### Prompt
Go through the entries one line at a time, and gather every line that has the word "components".
* begin Data shown *
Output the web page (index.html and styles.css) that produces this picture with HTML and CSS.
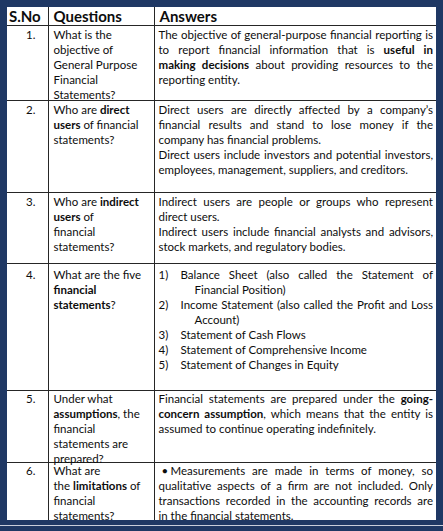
FILE: index.html
```html
<!DOCTYPE html>
<html lang="en">
<head>
<meta charset="utf-8">
<title>Financial Statements Q&amp;A</title>
<link rel="stylesheet" href="styles.css">
</head>
<body>
<div class="frame">
  <table class="qa">
    <colgroup>
      <col class="c-no"><col class="c-q"><col class="c-a">
    </colgroup>
    <thead>
      <tr class="head">
        <th class="no-h">S.No</th>
        <th>Questions</th>
        <th>Answers</th>
      </tr>
    </thead>
    <tbody>
      <tr class="r1">
        <td class="no"><div class="cell">1.</div></td>
        <td class="q"><div class="cell">What is the<br>objective of<br>General Purpose<br>Financial<br>Statements?</div></td>
        <td class="a"><div class="cell">
          <span class="j">The objective of general-purpose financial reporting is</span>
          <span class="j">to report financial information that is <b>useful in</b></span>
          <span class="j"><b>making decisions</b> about providing resources to the</span>
          <span class="l">reporting entity.</span>
        </div></td>
      </tr>
      <tr class="r2">
        <td class="no"><div class="cell">2.</div></td>
        <td class="q"><div class="cell">Who are <b>direct</b><br><b>users</b> of financial<br>statements?</div></td>
        <td class="a"><div class="cell">
          <span class="j">Direct users are directly affected by a company’s</span>
          <span class="j">financial results and stand to lose money if the</span>
          <span class="l">company has financial problems.</span>
          <span class="j">Direct users include investors and potential investors,</span>
          <span class="l">employees, management, suppliers, and creditors.</span>
        </div></td>
      </tr>
      <tr class="r3">
        <td class="no"><div class="cell">3.</div></td>
        <td class="q"><div class="cell">Who are <b>indirect</b><br><b>users</b> of<br>financial<br>statements?</div></td>
        <td class="a"><div class="cell">
          <span class="j">Indirect users are people or groups who represent</span>
          <span class="l">direct users.</span>
          <span class="j">Indirect users include financial analysts and advisors,</span>
          <span class="l">stock markets, and regulatory bodies.</span>
        </div></td>
      </tr>
      <tr class="r4">
        <td class="no"><div class="cell">4.</div></td>
        <td class="q"><div class="cell">What are the five<br><b>financial</b><br><b>statements</b>?</div></td>
        <td class="a"><div class="cell">
          <ol class="fs">
            <li><span class="j"><span class="num">1)</span>Balance Sheet (also called the Statement of</span>Financial Position)</li>
            <li><span class="j"><span class="num">2)</span>Income Statement (also called the Profit and Loss</span>Account)</li>
            <li><span class="num">3)</span>Statement of Cash Flows</li>
            <li><span class="num">4)</span>Statement of Comprehensive Income</li>
            <li><span class="num">5)</span>Statement of Changes in Equity</li>
          </ol>
        </div></td>
      </tr>
      <tr class="r5">
        <td class="no"><div class="cell">5.</div></td>
        <td class="q"><div class="cell">Under what<br><b>assumptions</b>, the<br>financial<br>statements are<br>prepared?</div></td>
        <td class="a"><div class="cell">
          <span class="j">Financial statements are prepared under the <b>going-</b></span>
          <span class="j"><b>concern assumption</b>, which means that the entity is</span>
          <span class="l">assumed to continue operating indefinitely.</span>
        </div></td>
      </tr>
      <tr class="r6">
        <td class="no"><div class="cell">6.</div></td>
        <td class="q"><div class="cell">What are<br>the <b>limitations</b> of<br>financial<br>statements?</div></td>
        <td class="a"><div class="cell">
          <span class="j"><span class="dot">•</span>Measurements are made in terms of money, so</span>
          <span class="j">qualitative aspects of a firm are not included. Only</span>
          <span class="j">transactions recorded in the accounting records are</span>
          <span class="l">in the financial statements.</span>
        </div></td>
      </tr>
    </tbody>
  </table>
  <div class="edge"></div>
</div>
</body>
</html>
```

FILE: styles.css
```css
html, body {
  margin: 0;
  padding: 0;
}

body {
  background: #1f3864;
  width: 443px;
  height: 531px;
  overflow: hidden;
  font-family: Lato, "Open Sans", sans-serif;
  color: #0d0d0d;
}

.frame {
  padding: 7px 7px 0 7px;
}

.qa {
  width: 429px;
  border-collapse: collapse;
  table-layout: fixed;
  background: #ffffff;
  font-size: 11.5px;
  line-height: 15px;
}

.c-no { width: 41px; }
.c-q { width: 106px; }
.c-a { width: 282px; }

.qa th,
.qa td {
  border: 1px solid #262626;
  vertical-align: top;
  text-align: left;
  padding: 0;
}

.qa tr > :first-child { border-left: none; }
.qa tr > :last-child { border-right: none; }
.head th { border-top: none; }
.r6 td { border-bottom: none; }

.head th {
  font-size: 15px;
  line-height: 18px;
  font-weight: 700;
  height: 18px;
  padding: 0 0 0 5px;
}

.head .no-h {
  padding-left: 2px;
}

.cell {
  overflow: visible;
}

.no .cell {
  text-align: right;
  padding-right: 12px;
}

.q .cell {
  padding-left: 5px;
}

.a .cell {
  padding-left: 4px;
  padding-right: 3px;
}

.r1 .cell { height: 73px; padding-top: 1px; }
.r2 .cell { height: 90px; padding-top: 1px; }
.r3 .cell { height: 69px; padding-top: 1px; }
.r4 .cell { height: 123px; padding-top: 3px; }
.r5 .cell { height: 71px; padding-top: 0; }
.r6 .cell { height: 57px; padding-top: 0; }

.j {
  display: block;
  text-align: justify;
  text-align-last: justify;
}

.l {
  display: block;
}

.fs {
  list-style: none;
  margin: 0;
  padding: 0;
}

.fs li {
  padding-left: 36px;
  text-indent: -36px;
}

.num {
  display: inline-block;
  width: 22px;
  text-indent: 0;
}

.dot {
  display: inline-block;
  width: 9px;
  margin-left: 3px;
}

.edge {
  height: 1px;
  margin: 5px -7px 0 -7px;
  background: #c9ceda;
}
```
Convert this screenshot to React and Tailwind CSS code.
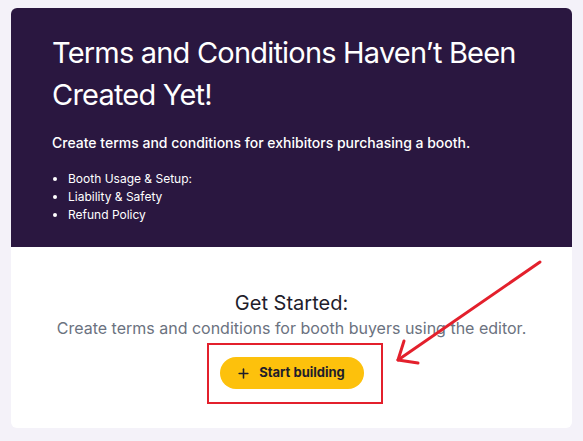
import { Plus } from 'lucide-react';

export default function App() {
  return (
    <div
      className="relative min-h-[441px] w-[583px] bg-[#f4f2f9] px-[11px] pt-2 pb-[13px]"
      style={{ fontFamily: 'Inter, "Noto Sans", sans-serif' }}
    >
      <div className="overflow-hidden rounded-md bg-white">
        {/* header */}
        <div className="h-[239px] bg-[#2a1740] pl-[41px] pt-[24px] text-white">
          <h1 className="text-[29px] font-normal leading-[42px] tracking-[-0.8px]">
            Terms and Conditions Haven’t Been Created Yet!
          </h1>
          <p className="mt-[17px] text-[14px] font-medium leading-5">
            Create terms and conditions for exhibitors purchasing a booth.
          </p>
          <ul className="mt-[17px] list-disc pl-[16px] text-[12px] leading-[18px]">
            <li>Booth Usage &amp; Setup:</li>
            <li>Liability &amp; Safety</li>
            <li>Refund Policy</li>
          </ul>
        </div>

        {/* body */}
        <div className="flex h-[181px] flex-col items-center pt-[44px]">
          <h2 className="text-[20px] leading-6 text-[#1f1d2b]">Get Started:</h2>
          <p className="mt-[3px] text-[16px] leading-5 text-[#6b7280]">
            Create terms and conditions for booth buyers using the editor.
          </p>
          <div className="mt-[5px] ml-[7px] border-2 border-[#e3202c] pl-[11px] pr-[17px] pt-[12px] pb-[13px]">
            <button className="flex h-8 items-center gap-2 rounded-full bg-[#fdc10c] pl-[16px] pr-[19px] text-[13px] font-bold text-[#1f1d2b]">
              <Plus size={15} strokeWidth={2.5} />
              Start building
            </button>
          </div>
        </div>
      </div>

      {/* annotation arrow */}
      <svg
        className="pointer-events-none absolute left-0 top-0"
        width="583"
        height="441"
        viewBox="0 0 583 441"
      >
        <g stroke="#e3202c" strokeWidth="3" strokeLinecap="round" fill="none">
          <line x1="540" y1="262" x2="398" y2="360" />
          <polyline points="404,341 398,360 418,363" strokeLinejoin="round" />
        </g>
      </svg>
    </div>
  );
}
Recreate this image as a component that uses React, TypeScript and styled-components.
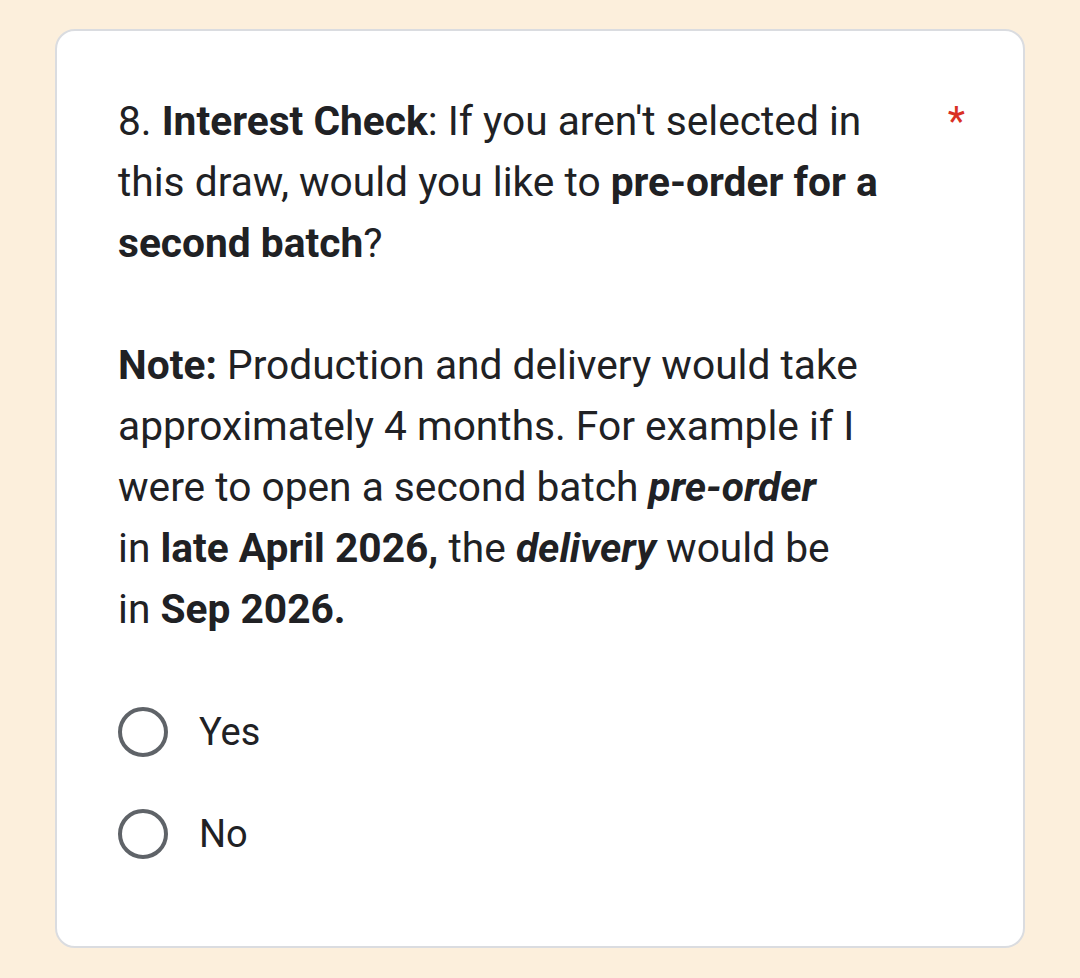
import React from "react";
import styled, { createGlobalStyle } from "styled-components";

const GlobalStyle = createGlobalStyle`
  html, body {
    margin: 0;
    padding: 0;
    background: #fcefdc;
  }
  body {
    font-family: Roboto, "Noto Sans", Arial, sans-serif;
    color: #202124;
  }
`;

const Page = styled.div`
  width: 1080px;
  height: 978px;
  box-sizing: border-box;
  padding: 29px 55px 0 55px;
  background: #fcefdc;
`;

const Card = styled.div`
  box-sizing: border-box;
  width: 970px;
  height: 919px;
  background: #ffffff;
  border: 2px solid #dadce0;
  border-radius: 20px;
  padding: 60px 40px 0 61px;
`;

const QuestionRow = styled.div`
  display: flex;
  align-items: flex-start;
  justify-content: space-between;
`;

const QuestionText = styled.div`
  width: 800px;
  font-size: 40.7px;
  line-height: 61px;
  color: #202124;
  white-space: nowrap;
`;

const Required = styled.span`
  color: #d93025;
  font-size: 40px;
  line-height: 61px;
  margin-right: 18px;
`;

const Blank = styled.div`
  height: 61px;
`;

const Options = styled.div`
  display: flex;
  flex-direction: column;
  gap: 30px;
  margin-top: 56px;
`;

const Option = styled.label`
  display: flex;
  align-items: center;
  gap: 31px;
  height: 72px;
  font-size: 38px;
  color: #202124;
`;

const Circle = styled.span`
  box-sizing: border-box;
  width: 50px;
  height: 50px;
  border-radius: 50%;
  border: 4.5px solid #5f6368;
  flex-shrink: 0;
`;

const App: React.FC = () => {
  return (
    <>
      <GlobalStyle />
      <Page>
        <Card>
          <QuestionRow>
            <QuestionText>
              8. <b>Interest Check</b>: If you aren't selected in
              <br />
              this draw, would you like to <b>pre-order for a</b>
              <br />
              <b>second batch</b>?
              <Blank />
              <b>Note:</b> Production and delivery would take
              <br />
              approximately 4 months. For example if I
              <br />
              were to open a second batch <b><i>pre-order</i></b>
              <br />
              in <b>late April 2026,</b> the <b><i>delivery</i></b> would be
              <br />
              in <b>Sep 2026.</b>
            </QuestionText>
            <Required>*</Required>
          </QuestionRow>
          <Options>
            <Option>
              <Circle />
              Yes
            </Option>
            <Option>
              <Circle />
              No
            </Option>
          </Options>
        </Card>
      </Page>
    </>
  );
};

export default App;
* end Data shown *
### Correct response
Recreate this image as a component that uses React, TypeScript and styled-components.
import styled, { createGlobalStyle } from "styled-components";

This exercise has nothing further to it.